Edward Cody's  "China Builds A Smaller, Stronger Military"  in today's WP delivers an important piece of the progressive national security argument. China, driven by its rising internal demand for oil supplies, now looks at Taiwan not only as an nationalist issue, but as as a strategic necessity. Effective possession of Taiwan would help secure 80 percent of Chinese oil supply routes. Taiwan would also secure the deep-water Pacific ports needed to ensure a reliable nuclear deterrent against the United States.

Cody writes:

But the expansion of China's interests abroad, particularly energy needs, has also broadened the military's mission in recent years.
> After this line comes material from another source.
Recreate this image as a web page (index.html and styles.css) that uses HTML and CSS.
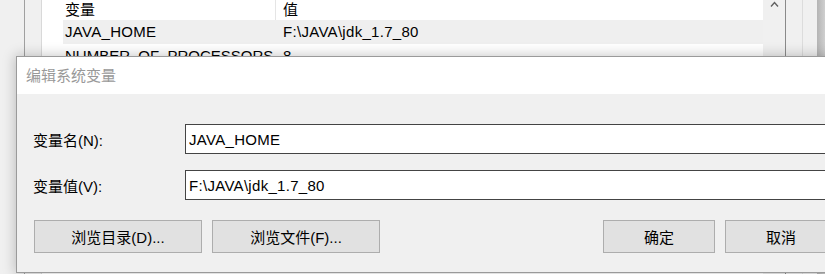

Increasingly, according to foreign specialists and Chinese commentators, China's navy and air force have set out to project power in the South China Sea, where several islands are under dispute and vital oil supplies pass through, and in the East China Sea, where China and Japan are at loggerheads over mineral rights and several contested islands.

China has acquired signals-monitoring facilities on Burma's Coco Islands and, according to U.S. reports, at a port it is building in cooperation with Pakistan near the Iranian border at Gwadar, which looks out over tankers exiting the Persian Gulf. According to a report prepared for Rumsfeld's office by Booz Allen Hamilton, the consulting firm, China has developed a "string of pearls" strategy, seeking military-related agreements with Bangladesh, Cambodia and Thailand in addition to those with Burma and Pakistan.
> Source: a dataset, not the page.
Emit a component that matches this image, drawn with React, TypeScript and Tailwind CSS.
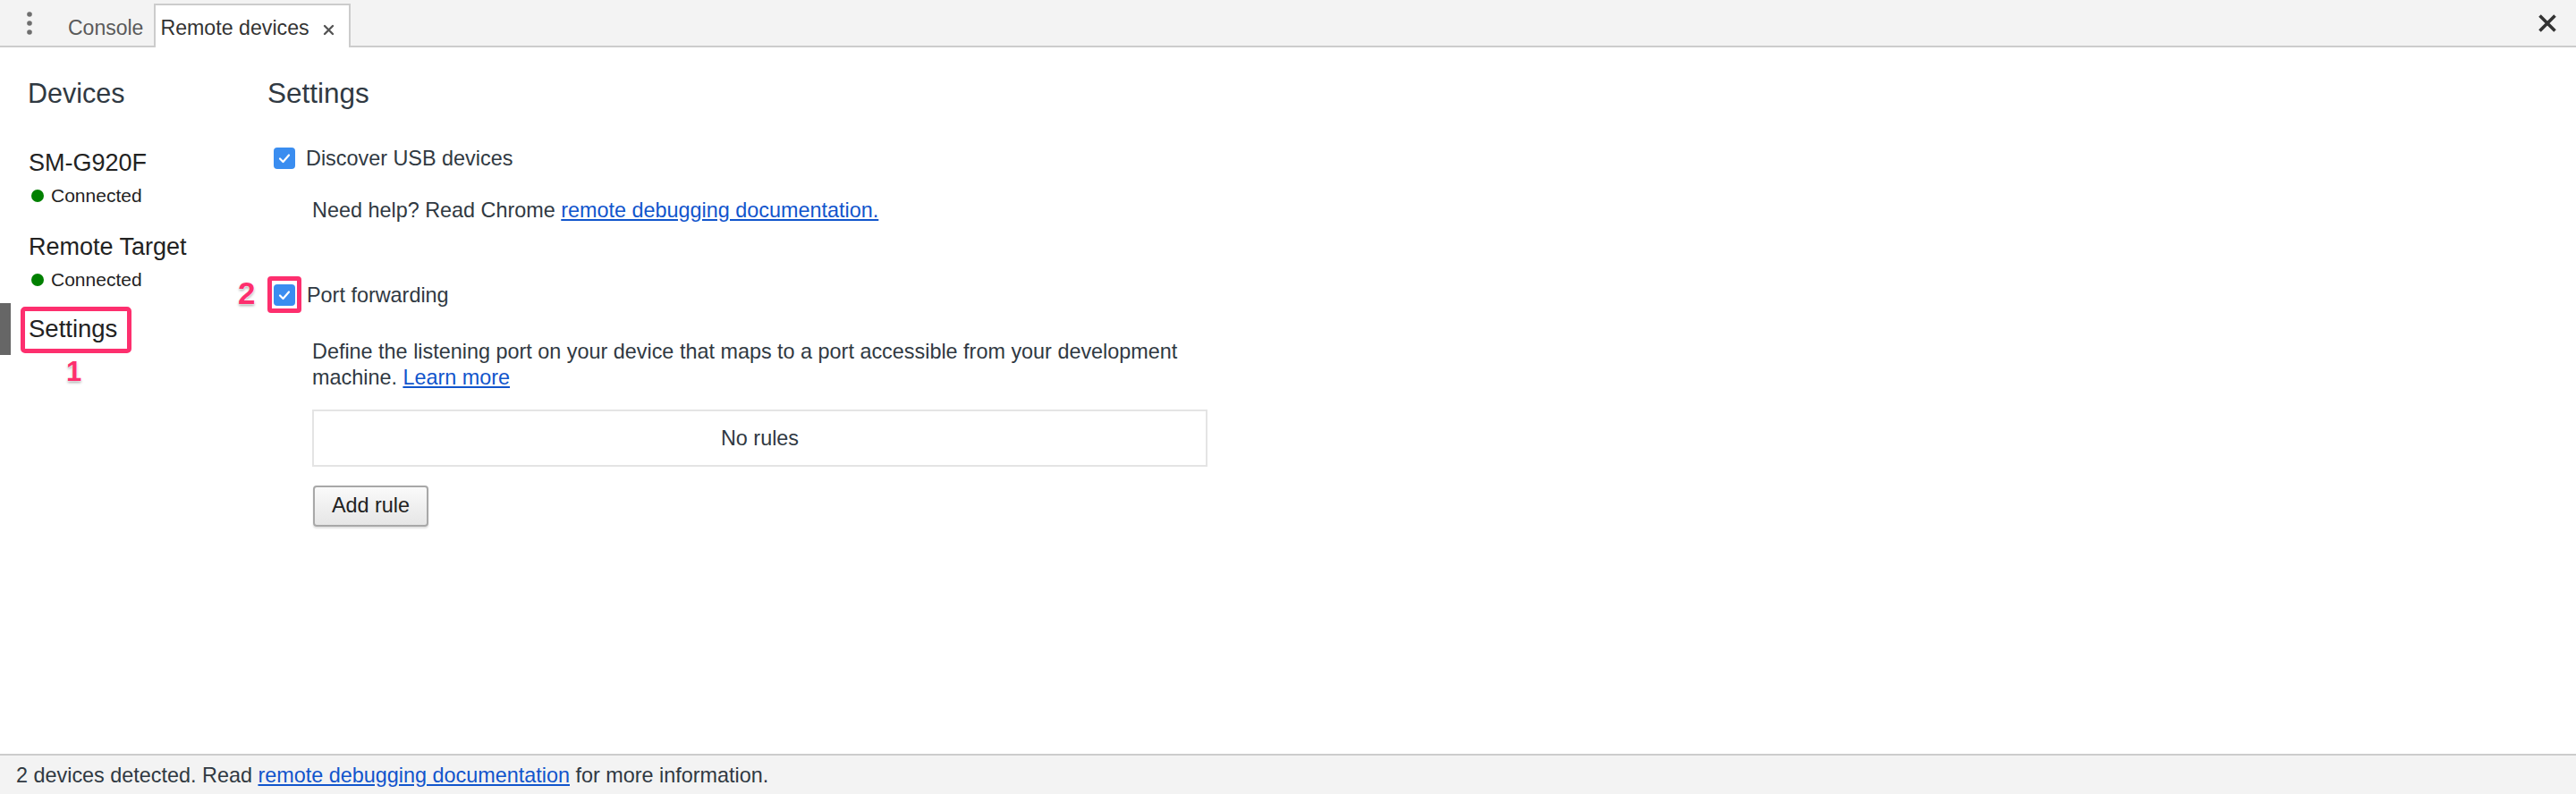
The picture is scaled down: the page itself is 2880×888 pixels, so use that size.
import React from "react"

const font = { fontFamily: '"Liberation Sans", Arial, sans-serif' }

function Checkbox() {
    return (
        <div className="w-[24px] h-[24px] rounded-[4px] bg-[#3a8df0] flex items-center justify-center shrink-0">
            <svg width="16" height="16" viewBox="0 0 16 16">
                <polyline points="3,8.5 6.5,12 13,4.5" fill="none" stroke="white" strokeWidth="2.2" strokeLinecap="round" strokeLinejoin="round" />
            </svg>
        </div>
    )
}

function Device({ name }: { name: string }) {
    return (
        <div className="pl-[32px]">
            <div className="text-[27px] leading-[32px] text-[#222222]">{name}</div>
            <div className="flex items-center mt-[8px] ml-[3px] gap-[8px]">
                <span className="w-[14px] h-[14px] rounded-full bg-[#008000]" />
                <span className="text-[21px] leading-[26px] text-[#222222]">Connected</span>
            </div>
        </div>
    )
}

export default function App() {
    return (
        <div style={font} className="w-[2880px] h-[888px] flex flex-col bg-white text-[#303942] overflow-hidden">
            {/* tab strip */}
            <div className="h-[53px] bg-[#f3f3f3] border-b-2 border-[#cccccc] flex items-end shrink-0 relative">
                <div className="w-[66px] h-full flex justify-center items-start pt-[13px]">
                    <svg width="8" height="26" viewBox="0 0 8 26">
                        <circle cx="4" cy="3" r="2.8" fill="#6e6e6e" />
                        <circle cx="4" cy="13" r="2.8" fill="#6e6e6e" />
                        <circle cx="4" cy="23" r="2.8" fill="#6e6e6e" />
                    </svg>
                </div>
                <div className="h-full pl-[10px] pr-[12px] pt-[17px] text-[23px] leading-[28px] text-[#5a5a5a]">Console</div>
                <div className="h-[49px] -mb-[2px] bg-white border-2 border-b-0 border-[#cccccc] pl-[5px] pr-[16px] pt-[11px] flex items-start gap-[15px]">
                    <span className="text-[23.2px] leading-[28px] text-[#333333]">Remote devices</span>
                    <svg className="mt-[10px]" width="13" height="13" viewBox="0 0 13 13">
                        <path d="M2 2 L11 11 M11 2 L2 11" stroke="#555555" strokeWidth="2.4" strokeLinecap="round" />
                    </svg>
                </div>
                <div className="ml-auto mr-[21px] self-start mt-[15px]">
                    <svg width="22" height="22" viewBox="0 0 22 22">
                        <path d="M2.5 2.5 L19.5 19.5 M19.5 2.5 L2.5 19.5" stroke="#333333" strokeWidth="3.6" />
                    </svg>
                </div>
            </div>

            <div className="flex-1 flex">
                {/* sidebar */}
                <div className="w-[299px] shrink-0 flex flex-col">
                    <div className="pl-[31px] mt-[33px] text-[30.5px] leading-[36px] text-[#303942]">Devices</div>
                    <div className="mt-[44px]">
                        <Device name="SM-G920F" />
                    </div>
                    <div className="mt-[28px]">
                        <Device name="Remote Target" />
                    </div>
                    <div className="relative mt-[13px] h-[58px] border-l-[12px] border-[#666666] pl-[20px] flex items-center">
                        <span className="text-[27.5px] leading-[32px] text-[#222222]">Settings</span>
                        <div className="absolute left-[11px] top-[4px] w-[124px] h-[52px] border-[5px] border-[#fd2f6e] rounded-[5px]" />
                        <span className="absolute left-[62px] top-[62px] text-[31px] leading-[30px] font-bold text-[#fd2f6e] [text-shadow:0_0_2px_white,0_0_2px_white,0_2px_3px_rgba(0,0,0,0.35)]">1</span>
                    </div>
                </div>

                {/* settings panel */}
                <div className="flex-1 flex flex-col text-[23.4px]">
                    <div className="mt-[33px] text-[31.5px] leading-[36px]">Settings</div>
                    <div className="mt-[43px] ml-[7px] flex items-center gap-[12px] h-[24px]">
                        <Checkbox />
                        <span className="leading-[28px]">Discover USB devices</span>
                    </div>
                    <div className="mt-[32px] ml-[50px] leading-[28px]">
                        Need help? Read Chrome <a className="text-[#1155cc] underline" href="#">remote debugging documentation.</a>
                    </div>
                    <div className="mt-[69px] ml-[7px] flex items-center gap-[13px] h-[24px] relative">
                        <Checkbox />
                        <span className="leading-[28px]">Port forwarding</span>
                        <div className="absolute left-[-7px] top-[-9px] w-[38px] h-[41px] border-[5px] border-[#fd2f6e] rounded-[4px]" />
                        <span className="absolute left-[-40px] top-[-8px] text-[35px] leading-[36px] font-bold text-[#fd2f6e] [text-shadow:0_0_2px_white,0_0_2px_white,0_2px_3px_rgba(0,0,0,0.35)]">2</span>
                    </div>
                    <div className="mt-[37px] ml-[50px] w-[1001px] leading-[29.4px]">
                        Define the listening port on your device that maps to a port accessible from your development machine. <a className="text-[#1155cc] underline" href="#">Learn more</a>
                    </div>
                    <div className="mt-[20px] ml-[50px] w-[1001px] h-[64px] border-2 border-[#e4e4e4] flex items-center justify-center leading-[28px]">
                        No rules
                    </div>
                    <div className="mt-[21px] ml-[51px]">
                        <button className="w-[129px] h-[46px] rounded-[4px] border-2 border-[#a8a8a8] bg-gradient-to-b from-[#fafafa] to-[#e6e6e6] text-[23.4px] text-[#222222] shadow-[0_2px_2px_rgba(0,0,0,0.12)]">
                            Add rule
                        </button>
                    </div>
                </div>
            </div>

            {/* status bar */}
            <div className="h-[45px] shrink-0 bg-[#f3f3f3] border-t-2 border-[#cccccc] pl-[18px] flex items-center text-[23.4px] leading-[28px]">
                <span>
                    2 devices detected. Read <a className="text-[#1155cc] underline" href="#">remote debugging documentation</a> for more information.
                </span>
            </div>
        </div>
    )
}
Against this background, unifying Taiwan with the mainland has become more than just a nationalist goal. The 13,500-square-mile territory has also become a platform that China needs to protect southern sea lanes, through which pass 80 percent of its imported oil and tons of other imported raw materials. It could serve as a base for Chinese submarines to have unfettered access to the deep Pacific, according to Tsai, Taiwan's deputy defense minister. "Taiwan for them now is a strategic must and no longer just a sacred mission," Lin said.

Yesterday in TomPaine.com, Michael Klare explained how the Bush administration is mirror-imaging the Chinese "string of pearls" strategy. Our redeployment away from the heavy bases of Western Europe and Korea and toward "forward operating locations" in Southeast Asia, Central Asia and Africa are designed to secure oil assets.

For progressives, this reiterates the folly of reliance on a fossil-fuel economy, particularly oil. America currently consumes 25 percent of the global oil supply, and China is second and closing in. Rising demand inevitably pits the United States against the Chinese.

What is the alternative? A progressive grand strategy would first end our reliance on oil—altogether. Between the security issues, global warming and the transfer of funds to Islamic extremists, oil is a losing proposition. The Rocky Mountain Institute has shown how to get off oil completely in 25 years, so it is more than possible.

Then we align our national security strategy to deal with a world ridding itself of energy competition. It's pretty simple and pragmatic.